Electron Transport and Recombination in ZnO-Based Dye-Sensitized Solar Cells

Abstract

The photovoltaic performance of ZnO-based dye-sensitized solar cells (DSCs) has been studied for three different configurations involving two dyes and two types of electrolytes with the iodide/iodine as redox mediator: ZnO/N719/organic solvent electrolyte (C1), ZnO/D149/organic solvent electrolyte (C2), and ZnO/N719/ionic liquid electrolyte (C3). The DSCs were characterized by measuring current–voltage curves and photovoltage as a function of light intensity and by electrochemical impedance spectroscopy (EIS), intensity-modulated photocurrent spectroscopy (IMPS), intensity-modulated photovoltage spectroscopy (IMVS), and open circuit photovoltage decay (OCVD). The results demonstrate the good light harvesting properties of the D149 dye and highlight the photovoltage limitation of the solvent-free (ionic liquid) electrolyte.
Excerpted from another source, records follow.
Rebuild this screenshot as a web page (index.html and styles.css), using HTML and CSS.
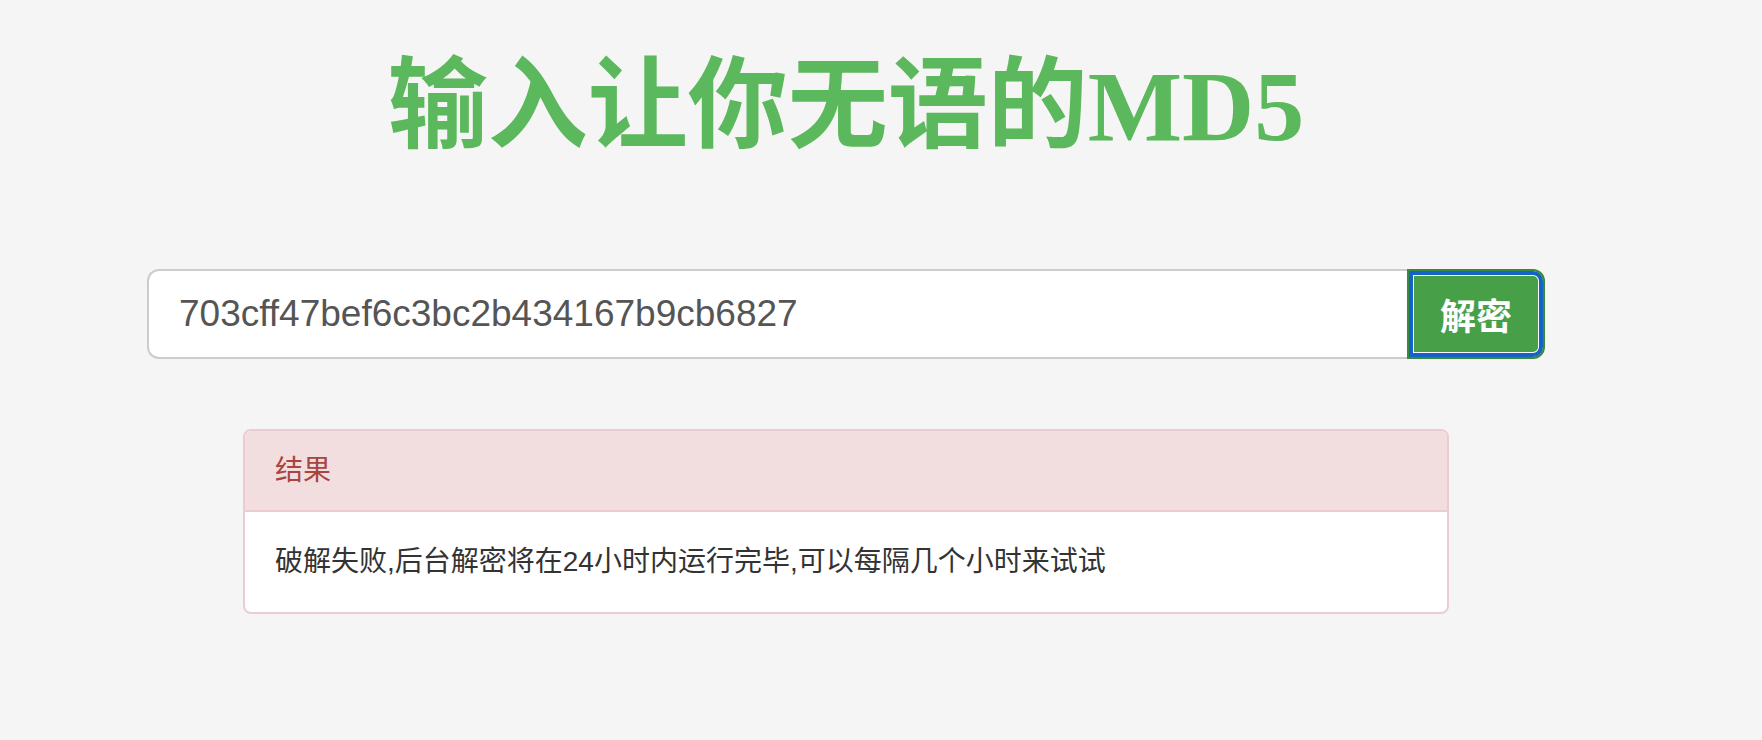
FILE: index.html
```html
<!DOCTYPE html>
<html>
<head>
<meta charset="utf-8">
<title>MD5</title>
<link rel="stylesheet" href="styles.css">
</head>
<body>
<div class="page">
  <h1 class="title">输入让你无语的MD5</h1>

  <div class="search">
    <input type="text" id="hash" class="hash" value="703cff47bef6c3bc2b434167b9cb6827">
    <button id="crack" class="crack">解密</button>
  </div>

  <div class="panel">
    <div class="panel-heading">结果</div>
    <div class="panel-body">破解失败,后台解密将在24小时内运行完毕,可以每隔几个小时来试试</div>
  </div>
</div>
</body>
</html>
```

FILE: styles.css
```css
body {
  margin: 0;
  background-color: #f5f5f5;
  font-family: "Liberation Sans", "Noto Sans CJK SC", sans-serif;
  color: #333;
}
.page {
  padding: 0 217px 0 147px;
}
.title {
  margin: 52px 0 0;
  text-align: center;
  font-family: "Liberation Serif", "Noto Sans CJK SC", serif;
  font-size: 100px;
  line-height: 110px;
  font-weight: bold;
  color: #5cb85c;
}
.search {
  display: flex;
  margin-top: 107px;
  height: 90px;
}
.hash {
  flex: 1;
  min-width: 0;
  margin: 0;
  padding: 0 30px;
  border: 2px solid #ccc;
  border-right: none;
  border-radius: 12px 0 0 12px;
  box-sizing: border-box;
  background-color: #fff;
  font-family: "Liberation Sans", sans-serif;
  font-size: 37px;
  color: #555;
  outline: none;
}
.crack {
  margin: 0;
  padding: 0 31px;
  border: 2px solid #3b8a3b;
  border-radius: 0 12px 12px 0;
  background-color: #47a047;
  box-shadow: inset 0 0 0 4px #1463c8, inset 0 0 0 5px #fff;
  font-family: "Noto Sans CJK SC", sans-serif;
  font-size: 36px;
  font-weight: bold;
  color: #fff;
}
.panel {
  margin: 70px 96px 0;
  border: 2px solid #ebccd1;
  border-radius: 8px;
  background-color: #fff;
  font-size: 28px;
  line-height: 40px;
}
.panel-heading {
  padding: 20px 30px 19px;
  border-bottom: 2px solid #ebccd1;
  border-radius: 6px 6px 0 0;
  background-color: #f2dede;
  color: #a94442;
}
.panel-body {
  padding: 30px;
}
```
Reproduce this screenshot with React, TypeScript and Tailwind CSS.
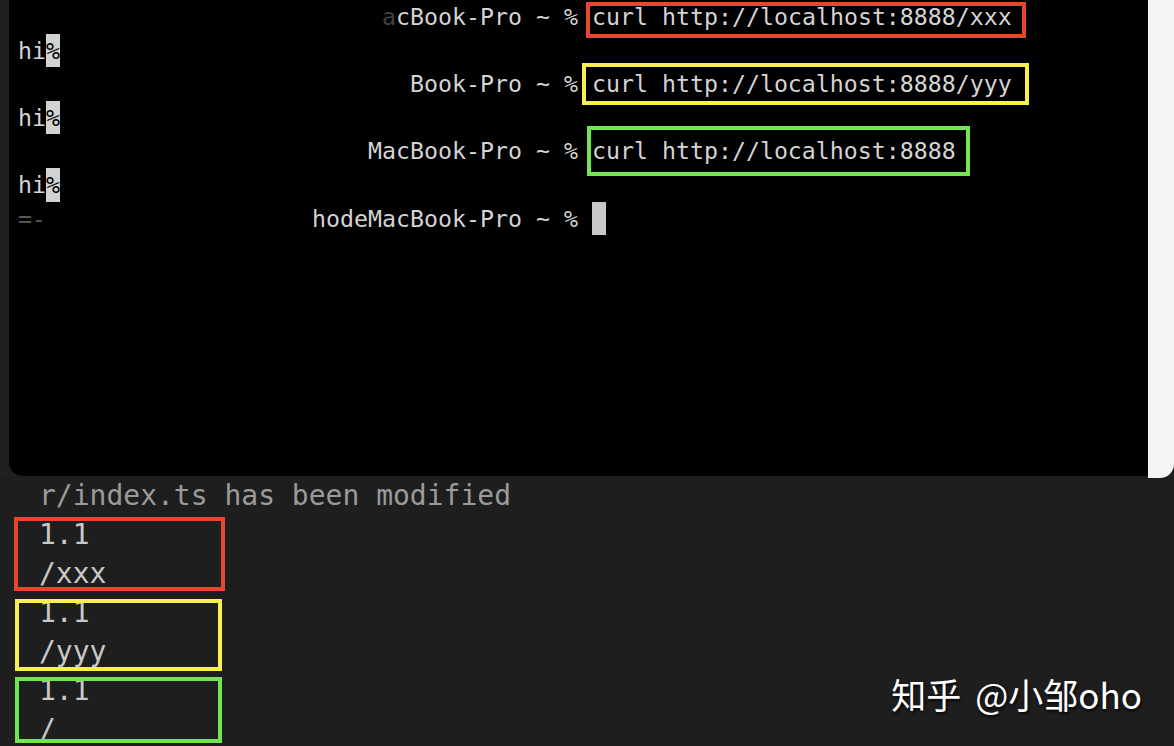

The intensity dependence of the photovoltage and the OCVD, EIS, and IMVS results provide evidence of the nonlinear character of the recombination kinetics. It has been found that by combining EIS and IMPS data it is possible to overcome the problem of transport resistance determination for cells where there is no clear transmission line feature in the impedance measurements. The resulting electron diffusion lengths (Ln) indicate good electron collection for all studied cells, pointing to poor injection as the main limitation in DSCs based on the ZnO semiconductor.